● What you need to do
Pull every line with the word "screenshot" out of the entries below.

Stored data entries:
----------

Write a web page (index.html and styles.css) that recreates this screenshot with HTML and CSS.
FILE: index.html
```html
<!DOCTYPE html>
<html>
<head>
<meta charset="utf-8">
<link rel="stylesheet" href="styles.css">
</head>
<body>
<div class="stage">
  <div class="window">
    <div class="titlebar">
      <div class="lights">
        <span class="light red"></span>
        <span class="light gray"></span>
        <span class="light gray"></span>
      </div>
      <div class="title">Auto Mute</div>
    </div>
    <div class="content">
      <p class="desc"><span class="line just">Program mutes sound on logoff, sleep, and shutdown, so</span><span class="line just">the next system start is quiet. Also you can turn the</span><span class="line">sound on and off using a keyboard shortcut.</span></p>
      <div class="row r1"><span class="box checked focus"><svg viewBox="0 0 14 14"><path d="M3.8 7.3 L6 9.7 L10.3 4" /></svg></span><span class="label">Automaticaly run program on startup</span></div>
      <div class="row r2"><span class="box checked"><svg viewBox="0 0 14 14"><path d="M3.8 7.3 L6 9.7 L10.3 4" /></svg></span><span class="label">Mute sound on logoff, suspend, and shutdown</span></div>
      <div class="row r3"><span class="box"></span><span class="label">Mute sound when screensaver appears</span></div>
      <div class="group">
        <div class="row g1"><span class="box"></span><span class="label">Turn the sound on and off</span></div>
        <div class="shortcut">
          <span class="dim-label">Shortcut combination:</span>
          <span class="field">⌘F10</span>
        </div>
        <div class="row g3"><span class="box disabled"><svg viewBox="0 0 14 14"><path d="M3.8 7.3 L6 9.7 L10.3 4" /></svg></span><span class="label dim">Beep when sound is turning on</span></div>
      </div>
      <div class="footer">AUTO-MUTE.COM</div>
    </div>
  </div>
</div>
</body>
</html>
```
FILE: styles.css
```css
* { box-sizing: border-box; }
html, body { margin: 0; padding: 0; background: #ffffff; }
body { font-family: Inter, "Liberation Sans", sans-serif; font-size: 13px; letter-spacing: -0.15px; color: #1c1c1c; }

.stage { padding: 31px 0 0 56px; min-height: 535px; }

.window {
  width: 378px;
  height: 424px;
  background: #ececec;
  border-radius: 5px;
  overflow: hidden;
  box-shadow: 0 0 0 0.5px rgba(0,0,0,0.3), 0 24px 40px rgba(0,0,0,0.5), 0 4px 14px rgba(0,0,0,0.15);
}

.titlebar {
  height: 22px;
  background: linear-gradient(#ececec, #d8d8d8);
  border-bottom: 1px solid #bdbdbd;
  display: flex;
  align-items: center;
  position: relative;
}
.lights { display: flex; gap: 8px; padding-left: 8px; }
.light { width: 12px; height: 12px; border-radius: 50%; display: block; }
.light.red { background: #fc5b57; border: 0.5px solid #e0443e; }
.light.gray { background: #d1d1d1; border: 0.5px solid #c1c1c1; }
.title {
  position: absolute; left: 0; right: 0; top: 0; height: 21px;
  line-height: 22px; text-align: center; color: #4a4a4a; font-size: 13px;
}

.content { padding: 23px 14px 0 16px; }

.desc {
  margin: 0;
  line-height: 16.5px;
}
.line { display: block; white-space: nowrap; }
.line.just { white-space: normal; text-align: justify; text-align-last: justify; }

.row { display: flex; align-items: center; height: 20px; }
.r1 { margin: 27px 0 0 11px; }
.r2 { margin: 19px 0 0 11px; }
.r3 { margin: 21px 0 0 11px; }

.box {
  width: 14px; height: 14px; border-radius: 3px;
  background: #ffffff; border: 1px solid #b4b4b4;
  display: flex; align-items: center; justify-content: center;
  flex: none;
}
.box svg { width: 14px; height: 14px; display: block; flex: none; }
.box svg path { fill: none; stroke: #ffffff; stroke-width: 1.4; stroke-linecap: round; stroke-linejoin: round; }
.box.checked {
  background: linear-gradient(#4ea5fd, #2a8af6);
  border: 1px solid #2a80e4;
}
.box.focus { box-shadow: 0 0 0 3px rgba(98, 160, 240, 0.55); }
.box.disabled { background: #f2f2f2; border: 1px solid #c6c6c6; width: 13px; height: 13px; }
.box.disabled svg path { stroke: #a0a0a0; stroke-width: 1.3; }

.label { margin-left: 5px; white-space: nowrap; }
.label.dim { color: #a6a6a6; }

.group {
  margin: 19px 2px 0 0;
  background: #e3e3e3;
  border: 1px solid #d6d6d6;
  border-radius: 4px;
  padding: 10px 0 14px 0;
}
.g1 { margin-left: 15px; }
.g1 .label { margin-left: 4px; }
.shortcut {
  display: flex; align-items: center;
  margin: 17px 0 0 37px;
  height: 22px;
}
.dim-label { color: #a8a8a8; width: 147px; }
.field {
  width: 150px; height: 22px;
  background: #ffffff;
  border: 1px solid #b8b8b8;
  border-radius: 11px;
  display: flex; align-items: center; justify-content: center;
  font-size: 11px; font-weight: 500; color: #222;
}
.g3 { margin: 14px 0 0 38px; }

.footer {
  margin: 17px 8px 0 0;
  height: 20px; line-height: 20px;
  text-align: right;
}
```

----------

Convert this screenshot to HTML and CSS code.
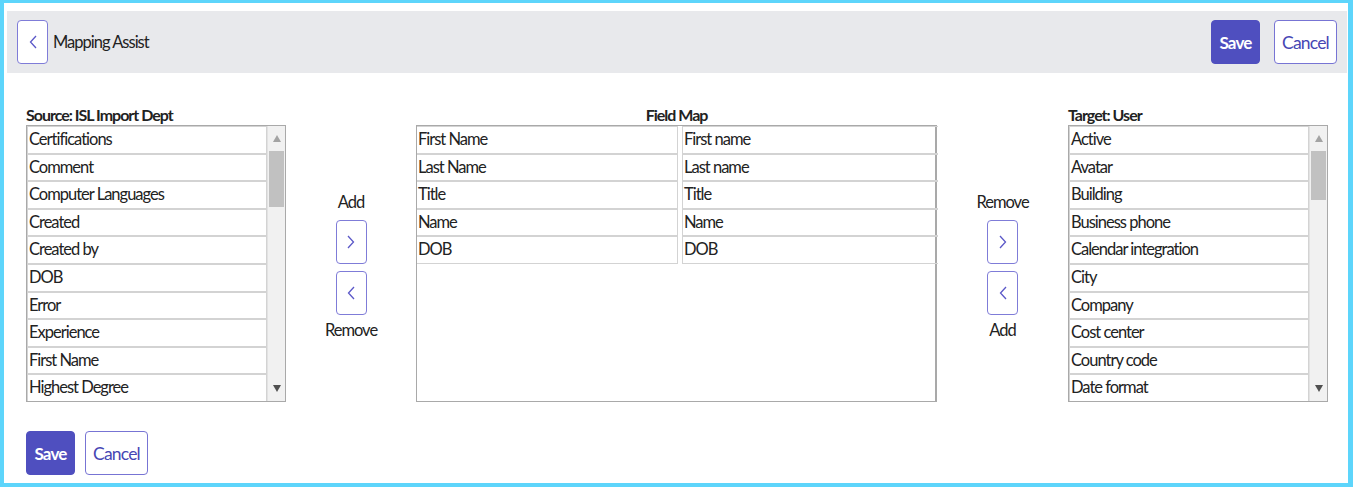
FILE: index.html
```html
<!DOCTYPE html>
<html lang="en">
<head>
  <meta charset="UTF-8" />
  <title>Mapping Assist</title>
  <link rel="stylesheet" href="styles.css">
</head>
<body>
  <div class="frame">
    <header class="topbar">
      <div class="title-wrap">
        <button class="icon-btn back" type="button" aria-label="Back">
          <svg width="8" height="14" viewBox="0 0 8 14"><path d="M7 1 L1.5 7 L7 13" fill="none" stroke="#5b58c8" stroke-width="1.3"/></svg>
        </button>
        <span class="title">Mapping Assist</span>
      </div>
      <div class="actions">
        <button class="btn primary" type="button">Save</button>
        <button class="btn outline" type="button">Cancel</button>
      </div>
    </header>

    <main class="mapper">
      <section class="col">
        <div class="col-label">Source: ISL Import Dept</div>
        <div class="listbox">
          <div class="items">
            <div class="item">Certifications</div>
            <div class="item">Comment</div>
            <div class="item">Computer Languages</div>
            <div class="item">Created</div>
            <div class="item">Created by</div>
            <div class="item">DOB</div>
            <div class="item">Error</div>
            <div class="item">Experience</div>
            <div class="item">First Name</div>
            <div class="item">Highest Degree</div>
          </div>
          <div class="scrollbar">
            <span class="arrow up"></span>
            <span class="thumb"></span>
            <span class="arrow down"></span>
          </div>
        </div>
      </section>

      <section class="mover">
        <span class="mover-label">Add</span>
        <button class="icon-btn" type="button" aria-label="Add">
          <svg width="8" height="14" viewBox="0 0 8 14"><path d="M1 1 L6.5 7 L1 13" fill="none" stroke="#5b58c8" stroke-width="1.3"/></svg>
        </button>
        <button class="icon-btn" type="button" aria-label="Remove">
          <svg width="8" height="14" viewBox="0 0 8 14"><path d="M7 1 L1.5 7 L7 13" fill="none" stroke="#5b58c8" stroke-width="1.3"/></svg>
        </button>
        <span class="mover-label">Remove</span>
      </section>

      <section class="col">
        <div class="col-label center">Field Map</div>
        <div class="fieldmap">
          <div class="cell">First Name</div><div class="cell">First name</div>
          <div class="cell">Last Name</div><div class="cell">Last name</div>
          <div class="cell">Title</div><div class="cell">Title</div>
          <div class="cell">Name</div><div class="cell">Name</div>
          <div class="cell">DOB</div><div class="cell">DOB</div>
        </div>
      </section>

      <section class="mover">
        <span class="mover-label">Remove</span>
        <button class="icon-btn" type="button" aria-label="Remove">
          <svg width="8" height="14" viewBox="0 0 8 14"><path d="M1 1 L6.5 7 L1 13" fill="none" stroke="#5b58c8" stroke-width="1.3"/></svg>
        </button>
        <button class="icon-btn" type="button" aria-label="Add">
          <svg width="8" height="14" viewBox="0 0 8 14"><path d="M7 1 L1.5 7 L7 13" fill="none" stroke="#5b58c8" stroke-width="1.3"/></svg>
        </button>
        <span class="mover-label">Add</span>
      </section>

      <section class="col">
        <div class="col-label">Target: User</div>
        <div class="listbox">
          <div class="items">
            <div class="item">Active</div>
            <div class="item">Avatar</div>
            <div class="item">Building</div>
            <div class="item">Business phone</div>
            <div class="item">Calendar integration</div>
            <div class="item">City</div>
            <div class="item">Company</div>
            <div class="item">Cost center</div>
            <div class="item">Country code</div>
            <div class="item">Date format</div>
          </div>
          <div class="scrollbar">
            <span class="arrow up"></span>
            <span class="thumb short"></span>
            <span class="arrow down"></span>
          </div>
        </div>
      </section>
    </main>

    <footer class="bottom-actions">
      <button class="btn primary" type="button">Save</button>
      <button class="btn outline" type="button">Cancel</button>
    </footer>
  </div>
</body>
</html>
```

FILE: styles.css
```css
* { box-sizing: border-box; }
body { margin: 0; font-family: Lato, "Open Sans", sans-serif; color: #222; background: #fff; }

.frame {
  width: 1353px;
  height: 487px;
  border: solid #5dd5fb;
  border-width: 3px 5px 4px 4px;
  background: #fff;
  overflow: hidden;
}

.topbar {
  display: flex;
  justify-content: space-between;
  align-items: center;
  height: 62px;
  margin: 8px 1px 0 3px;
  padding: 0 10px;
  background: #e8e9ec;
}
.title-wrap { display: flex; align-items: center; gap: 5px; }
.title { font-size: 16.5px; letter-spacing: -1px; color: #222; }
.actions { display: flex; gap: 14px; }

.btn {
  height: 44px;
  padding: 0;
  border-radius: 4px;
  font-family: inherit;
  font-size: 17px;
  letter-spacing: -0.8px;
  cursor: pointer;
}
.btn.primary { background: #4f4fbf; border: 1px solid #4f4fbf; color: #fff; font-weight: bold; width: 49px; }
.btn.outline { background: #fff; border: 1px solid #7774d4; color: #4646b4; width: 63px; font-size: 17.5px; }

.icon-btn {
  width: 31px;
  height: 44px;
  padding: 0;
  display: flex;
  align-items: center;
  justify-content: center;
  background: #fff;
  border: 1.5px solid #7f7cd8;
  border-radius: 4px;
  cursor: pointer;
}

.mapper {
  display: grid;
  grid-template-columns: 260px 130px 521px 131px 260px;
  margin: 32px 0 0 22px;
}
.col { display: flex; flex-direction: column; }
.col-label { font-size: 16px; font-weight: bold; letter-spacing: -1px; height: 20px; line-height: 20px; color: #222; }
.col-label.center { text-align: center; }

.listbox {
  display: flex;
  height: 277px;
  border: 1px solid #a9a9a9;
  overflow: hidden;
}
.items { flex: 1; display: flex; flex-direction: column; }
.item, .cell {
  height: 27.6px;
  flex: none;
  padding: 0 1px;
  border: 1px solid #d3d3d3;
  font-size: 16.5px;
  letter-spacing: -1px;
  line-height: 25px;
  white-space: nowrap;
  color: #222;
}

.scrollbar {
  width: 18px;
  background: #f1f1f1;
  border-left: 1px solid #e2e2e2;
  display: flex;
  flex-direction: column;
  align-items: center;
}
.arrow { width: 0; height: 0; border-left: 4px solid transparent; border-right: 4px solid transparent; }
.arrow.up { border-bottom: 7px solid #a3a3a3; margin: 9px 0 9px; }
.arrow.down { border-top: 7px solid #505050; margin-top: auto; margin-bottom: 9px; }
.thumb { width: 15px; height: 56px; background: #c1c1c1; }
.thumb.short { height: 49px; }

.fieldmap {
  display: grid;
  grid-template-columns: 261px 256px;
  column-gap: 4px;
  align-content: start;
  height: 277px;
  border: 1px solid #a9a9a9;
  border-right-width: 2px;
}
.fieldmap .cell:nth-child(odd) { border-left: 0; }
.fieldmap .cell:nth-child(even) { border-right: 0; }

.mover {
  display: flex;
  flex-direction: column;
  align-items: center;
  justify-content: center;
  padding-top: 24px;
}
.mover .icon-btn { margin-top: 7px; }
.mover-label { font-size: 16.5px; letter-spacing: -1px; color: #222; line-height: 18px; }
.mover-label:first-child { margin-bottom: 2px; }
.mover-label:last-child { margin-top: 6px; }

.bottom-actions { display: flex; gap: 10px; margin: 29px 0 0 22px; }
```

----------

● Expected answer
Write a web page (index.html and styles.css) that recreates this screenshot with HTML and CSS.
Convert this screenshot to HTML and CSS code.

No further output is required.